Managing education expenses requires a clear strategy that balances immediate needs with future goals.
Families and institutions face unpredictable costs from tuition, materials, and supportive services.
A sustainable plan starts with realistic budgeting, prioritization, and regular review to adapt to changes.
This article outlines practical steps to assess costs, prioritize spending, and build long-term predictability.
Assess Current Education Costs
Begin with a comprehensive review of current spending across all education-related categories. Track tuition, fees, books, technology, transportation, and extracurricular costs for at least one year to see patterns. Include irregular expenses such as one-off equipment purchases and seasonal fees to avoid surprises. Accurate data helps prioritize which areas need immediate attention.
Use simple spreadsheets or budgeting apps to consolidate this information and make it accessible to decision-makers. Regularly update the record so it reflects changes in schedules or program choices.
Prioritize Spending Based on Value
When funds are limited, align spending with measurable learning outcomes and long-term benefits. Differentiate between essential items that directly support learning and optional enhancements that can be deferred. For example, core textbooks or tutoring may take precedence over high-cost extracurriculars when objectives demand focus. Communicate priorities clearly with stakeholders so trade-offs are understood.
Periodic reassessment ensures priorities remain aligned with goals as students progress. This approach reduces emotional decision-making and channels resources where they yield the most impact.
Practical Cost-Saving Tactics
Small operational changes can yield meaningful savings without degrading quality. Bulk purchasing, open educational resources, and shared materials lower per-student expenses. Scheduling adjustments, like consolidating elective offerings or combining transport routes, can also reduce recurring costs.

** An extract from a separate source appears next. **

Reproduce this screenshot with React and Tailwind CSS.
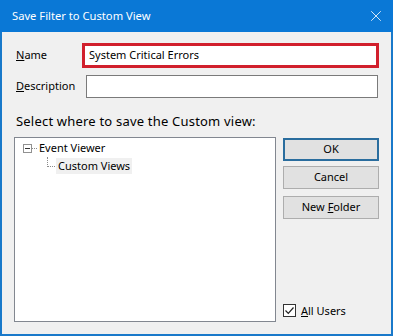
import { X } from 'lucide-react';

const font = { fontFamily: '"Noto Sans", "Open Sans", sans-serif' };

const Button = ({ children, primary }) => (
  <div
    className={`h-[23px] flex items-center justify-center bg-[#e1e1e1] text-[11px] text-black ${
      primary ? 'border-2 border-[#2a6d9e]' : 'border border-[#adadad]'
    }`}
  >
    {children}
  </div>
);

const App = () => {
  return (
    <div className="w-[393px] h-[336px] bg-[#1979ca] flex flex-col" style={font}>
      {/* title bar */}
      <div className="h-[32px] flex items-center justify-between pl-[12px] pr-[8px] bg-[#0a78d6]">
        <span className="text-white text-[11.2px]">Save Filter to Custom View</span>
        <X size={18} strokeWidth={1.3} className="text-[#dbe9f7]" />
      </div>

      <div className="flex-1 mx-[2px] mb-[2px] bg-[#f0f0f0] flex flex-col pl-[12px] pr-[12px] pt-[10px] pb-[12px]">
        <div className="flex items-center h-[25px] mt-[1px]">
          <span className="ml-[2px] w-[66px] text-[11px] text-black">
            <u>N</u>ame
          </span>
          <div className="flex-1 h-[25px] border-[3px] border-[#d11f2c] bg-white flex items-center pl-[4px] text-[11px] text-black">
            System Critical Errors
          </div>
        </div>

        <div className="flex items-center h-[23px] mt-[7px]">
          <span className="ml-[2px] w-[70px] text-[11px] text-black">
            <u>D</u>escription
          </span>
          <div className="flex-1 h-[23px] border border-[#7a7a7a] bg-white mr-[1px]" />
        </div>

        <div className="ml-[2px] mt-[14px] text-[13px] tracking-[0.2px] leading-[18px] text-black">
          Select where to save the Custom view:
        </div>

        <div className="flex flex-1 mt-[7px] gap-[7px]">
          {/* tree */}
          <div className="w-[262px] border border-[#828790] bg-white pt-[1px] pl-[8px]">
            <div className="flex items-center h-[18px]">
              <div className="w-[9px] h-[9px] border border-[#919191] flex items-center justify-center">
                <div className="w-[5px] h-px bg-[#333]" />
              </div>
              <div className="w-[5px] border-t border-dotted border-[#8c8c8c]" />
              <span className="ml-[2px] text-[11px] text-black">Event Viewer</span>
            </div>
            <div className="flex items-center h-[18px]">
              <div className="ml-[24px] w-[8px] h-[10px] border-l border-b border-dotted border-[#8c8c8c] -mt-[9px]" />
              <span className="ml-[1px] px-[2px] text-[11px] text-black bg-[#f0f0f0]">Custom Views</span>
            </div>
          </div>

          {/* buttons */}
          <div className="flex-1 flex flex-col pt-[1px]">
            <Button primary>OK</Button>
            <div className="mt-[5px]">
              <Button>Cancel</Button>
            </div>
            <div className="mt-[7px]">
              <Button>
                New <u className="ml-[3px]">F</u>older
              </Button>
            </div>
            <div className="flex-1" />
            <div className="flex items-center gap-[5px] mb-[3px]">
              <div className="w-[13px] h-[13px] border border-[#333] bg-white flex items-center justify-center">
                <svg width="11" height="11" viewBox="0 0 11 11" fill="none">
                  <path d="M1.5 5.5 L4.3 8.3 L9.5 2.5" stroke="#222" strokeWidth="1.2" />
                </svg>
              </div>
              <span className="text-[11px] text-black">
                <u>A</u>ll Users
              </span>
            </div>
          </div>
        </div>
      </div>
    </div>
  );
};

export default App;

Encourage collaboration between departments or families to share resources and expertise.
- Adopt open-source textbooks and online resources
- Negotiate long-term vendor contracts for discounts
- Establish a materials exchange or lending library
Pilot tactics on a small scale to measure savings before wide adoption. Document outcomes to build a case for scaling successful strategies.
Plan for Long-Term Predictability
Build contingency buffers into annual budgets to absorb unexpected tuition increases or extra fees. Consider sinking funds for large predictable costs like technology refreshes or certification expenses. Use multi-year forecasting to anticipate demographic or policy-driven changes that affect enrollment and funding. Regular scenario planning helps maintain continuity without abrupt cuts to programs.
Review forecasts annually and adjust contributions to reserves as conditions change. Transparency in budgeting fosters trust and makes adjustments easier to implement.
Conclusion
A sustainable education spending plan combines accurate cost assessment, clear priorities, and smart operational tactics.
Small iterative improvements create financial resilience while preserving learning quality.
Regular review and transparent communication turn plans into durable practice.